A deputy minister for education under the Taliban government, Rahmani wore thick horn-rimmed glasses that belied his sharp eye for political shifts. He had served as prime minister under a previous government, and in recent years the septuagenarian's black-dyed beard and black turban were a familiar sight at gatherings of the powerful or influential.

He was one of several former members of the Taliban who were removed from a UN blacklist in July 2011, eliminating a travel ban and an assets freeze in a move seen as key to promoting the peace effort.

The Nato-led coalition fighting in Afghanistan said the assassination suggested the Taliban had little interest in negotiating an end to the war. "This attack is clear evidence that those who oppose the legitimate government of Afghanistan have absolutely no interest in supporting the peace process on any level but through murder, thuggery, and intimidation," the International Security Assistance Force said in a statement.

The killing came hours before Karzai announced the start of the third phase of a gradual security handover to the Afghan police and army, designed to pave the way for all foreign soldiers to return home by the end of 2014.

The extension included challenging areas such as the city of Kandahar, once the Taliban's main centre of power, and in theory puts the capitals of all Afghanistan's provinces under the control of the national army and police.

The announcement was welcomed as a sign of progress by the army and police, which have been expanding rapidly and long struggled to deal with a host of problems ranging from rampant drug abuse to corruption and high levels of attrition.

Nato's senior civilian representative in Afghanistan, Simon Gass, said: "[This] has been enabled by the great strides made by the Afghan national security forces who have repeatedly shown their ability to maintain security."

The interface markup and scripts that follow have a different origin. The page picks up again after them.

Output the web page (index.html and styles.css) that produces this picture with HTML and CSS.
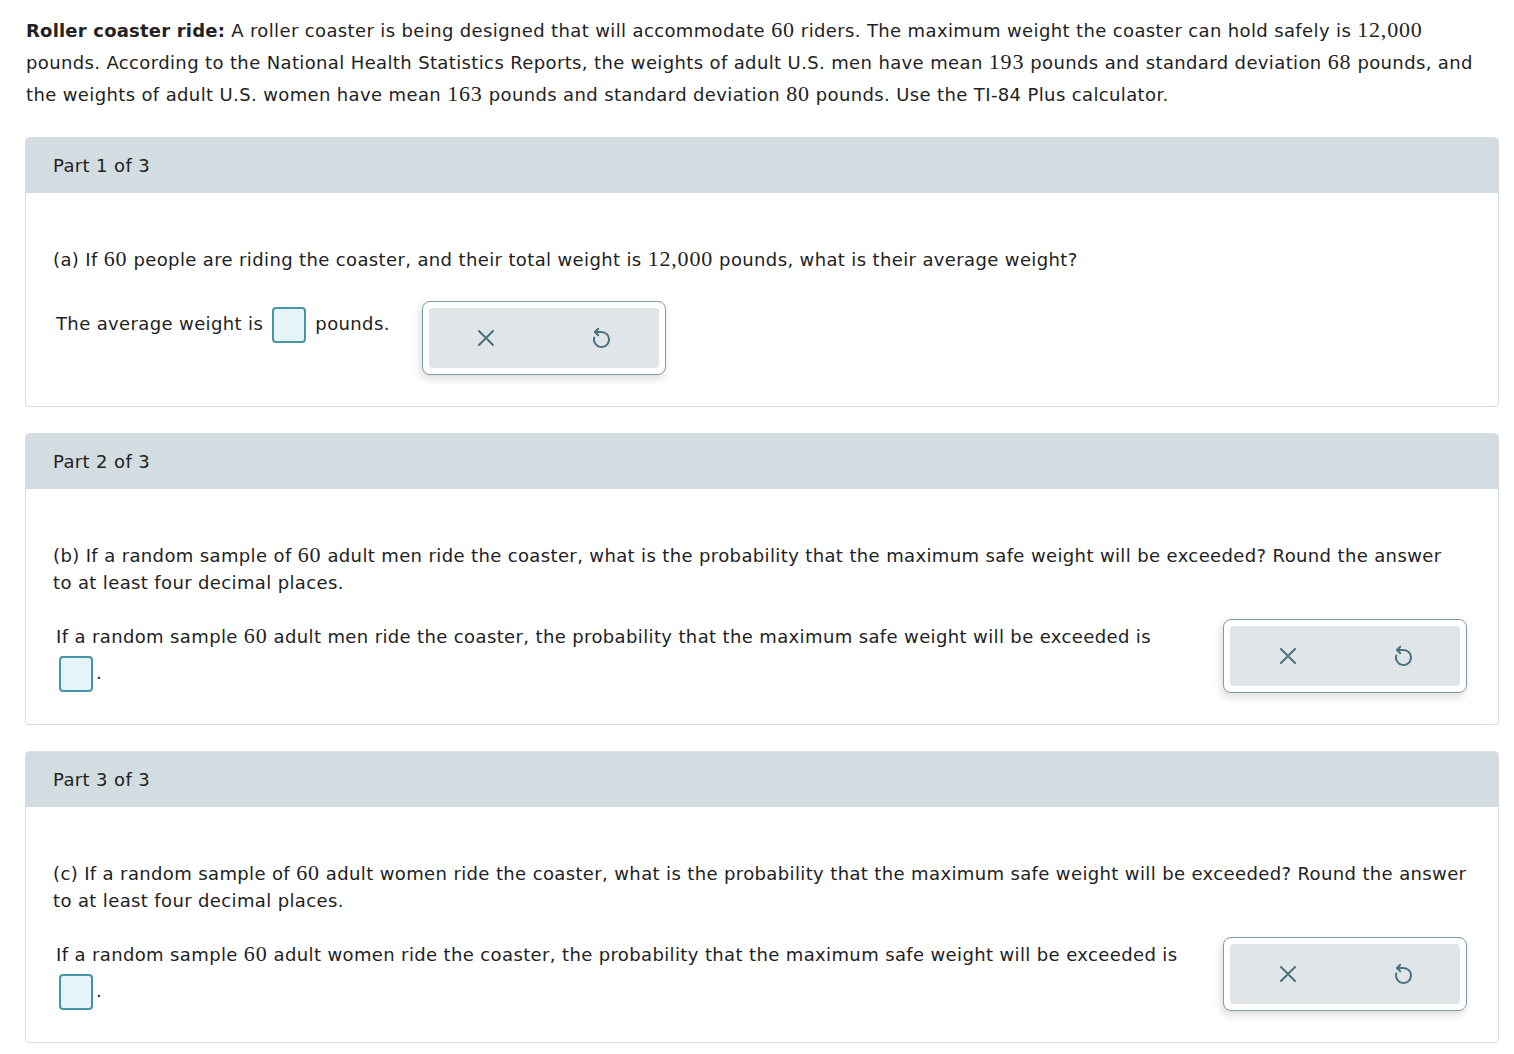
FILE: index.html
```html
<!DOCTYPE html>
<html lang="en">
<head>
<meta charset="utf-8">
<title>Roller coaster ride</title>
<link rel="stylesheet" href="styles.css">
</head>
<body>
<div class="page">
  <p class="intro"><b>Roller coaster ride:</b> A roller coaster is being designed that will accommodate <span class="m">60</span> riders. The maximum weight the coaster can hold safely is <span class="m">12,000</span> pounds. According to the National Health Statistics Reports, the weights of adult U.S. men have mean <span class="m">193</span> pounds and standard deviation <span class="m">68</span> pounds, and the weights of adult U.S. women have mean <span class="m">163</span> pounds and standard deviation <span class="m">80</span> pounds. Use the TI-84 Plus calculator.</p>

  <section class="part">
    <div class="part-head">Part 1 of 3</div>
    <div class="part-body">
      <p class="question">(a) If <span class="m">60</span> people are riding the coaster, and their total weight is <span class="m">12,000</span> pounds, what is their average weight?</p>
      <div class="answer answer--first">
        <div class="answer-text">The average weight is <span class="box"></span> pounds.</div>
        <div class="panel">
          <div class="panel-inner">
            <button class="tool" type="button" aria-label="Clear">
              <svg width="16" height="16" viewBox="0 0 16 16"><path d="M1 1 L15 15 M15 1 L1 15" stroke="#4b717d" stroke-width="2" fill="none" stroke-linecap="round"/></svg>
            </button>
            <button class="tool" type="button" aria-label="Undo">
              <svg width="18" height="22" viewBox="0 0 18 22"><path d="M3 5 H9.5 A7.5 7.5 0 1 1 2.26 10.56" stroke="#4b717d" stroke-width="2" fill="none" stroke-linecap="round" stroke-linejoin="round"/><path d="M6.2 1.8 L3 5 L6.2 8.2" stroke="#4b717d" stroke-width="2" fill="none" stroke-linecap="round" stroke-linejoin="round"/></svg>
            </button>
          </div>
        </div>
      </div>
    </div>
  </section>

  <section class="part">
    <div class="part-head">Part 2 of 3</div>
    <div class="part-body">
      <p class="question">(b) If a random sample of <span class="m">60</span> adult men ride the coaster, what is the probability that the maximum safe weight will be exceeded? Round the answer<br>to at least four decimal places.</p>
      <div class="answer">
        <div class="answer-text">If a random sample <span class="m">60</span> adult men ride the coaster, the probability that the maximum safe weight will be exceeded is <span class="box"></span>.</div>
        <div class="panel">
          <div class="panel-inner">
            <button class="tool" type="button" aria-label="Clear">
              <svg width="16" height="16" viewBox="0 0 16 16"><path d="M1 1 L15 15 M15 1 L1 15" stroke="#4b717d" stroke-width="2" fill="none" stroke-linecap="round"/></svg>
            </button>
            <button class="tool" type="button" aria-label="Undo">
              <svg width="18" height="22" viewBox="0 0 18 22"><path d="M3 5 H9.5 A7.5 7.5 0 1 1 2.26 10.56" stroke="#4b717d" stroke-width="2" fill="none" stroke-linecap="round" stroke-linejoin="round"/><path d="M6.2 1.8 L3 5 L6.2 8.2" stroke="#4b717d" stroke-width="2" fill="none" stroke-linecap="round" stroke-linejoin="round"/></svg>
            </button>
          </div>
        </div>
      </div>
    </div>
  </section>

  <section class="part">
    <div class="part-head">Part 3 of 3</div>
    <div class="part-body">
      <p class="question">(c) If a random sample of <span class="m">60</span> adult women ride the coaster, what is the probability that the maximum safe weight will be exceeded? Round the answer to at least four decimal places.</p>
      <div class="answer">
        <div class="answer-text">If a random sample <span class="m">60</span> adult women ride the coaster, the probability that the maximum safe weight will be exceeded is <span class="box"></span>.</div>
        <div class="panel">
          <div class="panel-inner">
            <button class="tool" type="button" aria-label="Clear">
              <svg width="16" height="16" viewBox="0 0 16 16"><path d="M1 1 L15 15 M15 1 L1 15" stroke="#4b717d" stroke-width="2" fill="none" stroke-linecap="round"/></svg>
            </button>
            <button class="tool" type="button" aria-label="Undo">
              <svg width="18" height="22" viewBox="0 0 18 22"><path d="M3 5 H9.5 A7.5 7.5 0 1 1 2.26 10.56" stroke="#4b717d" stroke-width="2" fill="none" stroke-linecap="round" stroke-linejoin="round"/><path d="M6.2 1.8 L3 5 L6.2 8.2" stroke="#4b717d" stroke-width="2" fill="none" stroke-linecap="round" stroke-linejoin="round"/></svg>
            </button>
          </div>
        </div>
      </div>
    </div>
  </section>
</div>
</body>
</html>
```

FILE: styles.css
```css
html, body {
  margin: 0;
  background: #ffffff;
}

body {
  font-family: "DejaVu Sans", Verdana, sans-serif;
  font-size: 18px;
  letter-spacing: 0.37px;
  color: #222222;
}

.page {
  padding: 15px 15px 10px 25px;
}

.m {
  font-family: "Liberation Serif", "Times New Roman", serif;
  font-size: 22px;
  line-height: 1;
  letter-spacing: 0.8px;
}

.intro {
  margin: 0;
  padding-left: 1px;
  line-height: 32px;
}

.intro b {
  letter-spacing: 0.2px;
}

.part {
  margin-top: 26px;
  border: 1px solid #d5dee2;
  border-radius: 4px;
  overflow: hidden;
}

.part-head {
  height: 55px;
  background: #d3dce0;
  display: flex;
  align-items: center;
  padding: 0 27px;
}

.part-body {
  padding: 0 27px 31px 27px;
}

.question {
  margin: 53px 0 0;
  line-height: 27px;
}

.answer {
  display: flex;
  align-items: flex-start;
  gap: 32px;
  margin-top: 23px;
}

.answer--first {
  margin-top: 28px;
}

.answer--first .answer-text {
  padding-top: 5px;
}

.answer-text {
  padding-left: 3px;
  line-height: 36px;
}

.box {
  display: inline-block;
  box-sizing: border-box;
  width: 34px;
  height: 36px;
  margin: 0 3px;
  border: 2px solid #4595a6;
  border-radius: 4px;
  background: #e5f4f8;
  vertical-align: middle;
}

.panel {
  flex: 0 0 auto;
  margin-left: auto;
  margin-right: 4px;
  box-sizing: border-box;
  width: 244px;
  height: 74px;
  padding: 6px;
  border: 1px solid #7e9ca6;
  border-radius: 8px;
  background: #ffffff;
  box-shadow: -2px 4px 8px rgba(0, 0, 0, 0.14);
}

.answer--first .panel {
  margin-left: 0;
}

.panel-inner {
  display: flex;
  height: 100%;
  background: #dfe5e8;
  border-radius: 4px;
}

.tool {
  flex: 1;
  display: flex;
  align-items: center;
  justify-content: center;
  border: 0;
  padding: 0;
  background: transparent;
}
```
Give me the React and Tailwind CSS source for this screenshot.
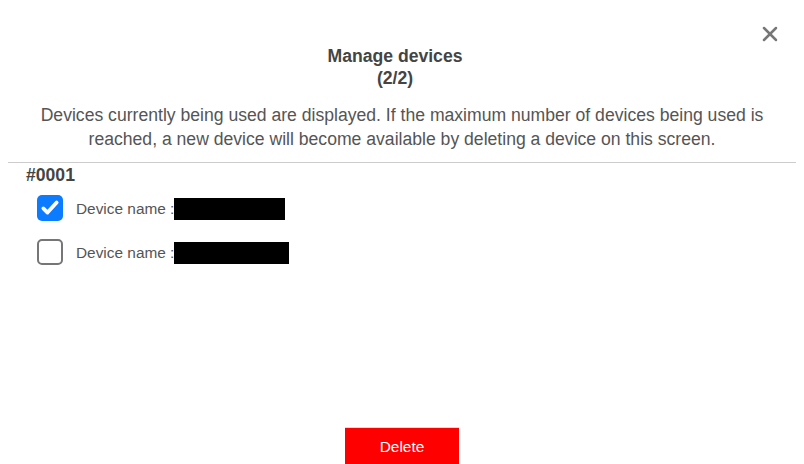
import { X } from "lucide-react";

function DeviceRow({ checked, barWidth }) {
    return (
        <div className="flex items-center h-[26px]">
            {checked ? (
                <div className="w-[26px] h-[26px] rounded-[5px] bg-[#0b7bff] flex items-center justify-center">
                    <svg width="20" height="20" viewBox="0 0 24 24" fill="none" stroke="white" strokeWidth="4.5" strokeLinecap="round" strokeLinejoin="round">
                        <path d="M4 12.5l5 5L20 5.5" />
                    </svg>
                </div>
            ) : (
                <div className="w-[26px] h-[26px] rounded-[5px] border-2 border-[#767676] bg-white"></div>
            )}
            <span className="ml-[13px] text-[15.4px] text-[#555] mt-[2px]">Device name :</span>
            <span className="h-[22px] bg-black mt-[1px]" style={{ width: barWidth }}></span>
        </div>
    );
}

export default function App() {
    return (
        <div className="relative w-[804px] h-[464px] bg-white overflow-hidden font-['Liberation_Sans',Arial,sans-serif]">
            <button className="absolute top-[22px] right-[22px] text-[#777]">
                <X size={24} strokeWidth={2.5} />
            </button>

            <div className="pt-[45px] text-center">
                <h1 className="pr-[14px] text-[17.6px] leading-[22px] font-bold text-[#444]">
                    Manage devices
                    <br />
                    (2/2)
                </h1>
                <p className="mt-[14px] text-[17.6px] leading-[24px] text-[#555]">
                    Devices currently being used are displayed. If the maximum number of devices being used is
                    <br />
                    reached, a new device will become available by deleting a device on this screen.
                </p>
            </div>

            <div className="mx-2 mt-[11px] border-t border-[#ccc]"></div>

            <div className="pl-[26px] pt-[2px]">
                <div className="text-[17.6px] leading-[20px] font-bold text-[#444]">#0001</div>
                <div className="pl-[11px] mt-[10px] flex flex-col gap-[18px]">
                    <DeviceRow checked barWidth={111} />
                    <DeviceRow barWidth={115} />
                </div>
            </div>

            <div className="flex justify-center mt-[162px]">
                <button className="w-[114px] h-[38px] bg-[#ff0000] border-t border-[#ddd] text-white text-[15.4px]">
                    Delete
                </button>
            </div>
        </div>
    );
}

It means that officially three-quarters of Afghans will live in areas controlled by their own security forces. But the actual handover can take up to 18 months, making the transition as much aspiration as achievement.

"The transition of security responsibility in a designated area is a process that only takes place when the [Afghan forces] have the capability to take the lead role in maintaining their own security and can adequately deal with security situations that may arise in these areas," the Nato-led coalition said. "The complete process of transition in an area can take 12-18 months."